Now the supposed reason for the iPhone to move to a larger display is all about the fact that Android and Windows Phone handsets already exceed four inches, with a very few over five inches. Certainly if your eyesight isn’t as good as it used to be, you may appreciate having a bigger screen. But there is one serious tradeoff, and that’s the size of the device. The existing iPhone fits conveniently in the hands of most people, and stores comfortably in your pants or shirt pocket. It may, however, be a squeeze for a purse, as Mrs. Steinberg tells me.
Now with a 4-inch Retina Display, how does Apple configure a rumored iPhone 5? The media, tech and otherwise, usually can’t get past the screen size and seldom considers the consequences. If Apple keeps the 3:2 aspect ratio to ensure compatibility with existing apps, is the resolution changed? Or will the Retina Display just be a hair less sharp? The difference may be barely noticeable unless you look at the things side by side. But even if Apple reduces the border around the display, and maybe makes the Home button thinner, perhaps rectangular, to keep it readily accessible, the overall size of an alleged iPhone 5 has to be somewhat larger.
How large is too large for a smartphone? It’s a sure thing that Apple has been testing all sorts of designs to find the ideal (and most ergonomically suitable) configurations. That you hear of orders for a 4-inch Retina Display doesn’t necessarily mean such an animal is forthcoming. That and other sized LCD panels may be ordered simply for testing purposes.

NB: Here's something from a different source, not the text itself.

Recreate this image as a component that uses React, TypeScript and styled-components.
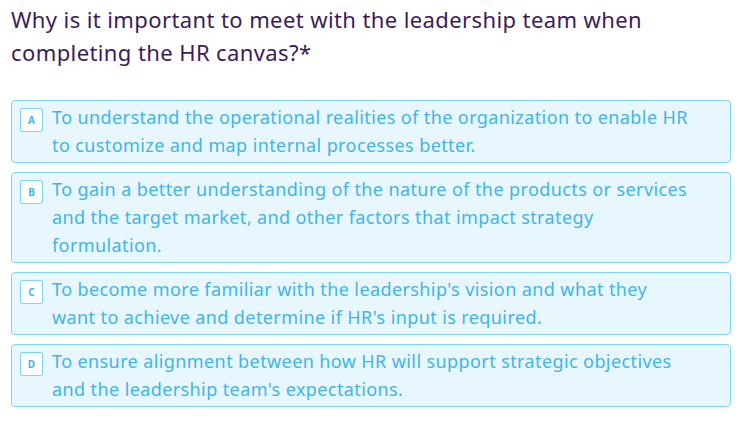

If Apple keeps the width and extends the height to allow for a 4-inch diagonal measurement, it may be a more suitable configuration for portability. But once the aspect ratio is altered, hundreds of thousands of apps will have to be modified to remain compatible, to fit the screen properly. I’m sure many developers are already working hard enough to support the new iPad’s higher resolution screen. Does Apple really want inconvenience them even further?
Yes, I realize that the Android alternative is far more fragmented, so it’s not as if the grass is greener on the other side of the tracks.
My feeling is that, if the iPhone’s screen gets bigger, Apple will increase the unit’s size as little as possible with clever positioning of all the components. Or maybe they will decide they don’t need the media designing hardware for them, and they’ll keep the next iPhone’s display at 3.5 inches.
Certainly LTE support is a given. Supposedly the latest chipsets will be available in good quantities for an iPhone 5. One hopes they will be more power efficient, so Apple won’t be forced to enclose much larger batteries as Android smartphone makers are forced to do. The key is that battery life remain roughly the same as it is now, if not better.
The remaining features become even more speculative. The new form factor might be thinned by use of so-called in-cell technology, which combines the screen and touch sensors into a single layer. Or maybe Apple will use the extra space to house a thicker battery.
Another bit of speculation talks of haptic touch technology. Some of the recent Apple patent filings have revealed their take on that method, which is designed to provide a faux tactile feedback when you tap a button or a key on the keyboard. More advanced haptic technologies even provide a degree of flex so you believe that you are typing on a physical rather than virtual keyboard.
Other than LTE and perhaps a new case design, very little about the next iPhone is a given. And I haven’t even begun to consider what changes Apple might have in store for iOS 6. But that, at the very least, will likely be known in June at the Apple Worldwide Developers Conference.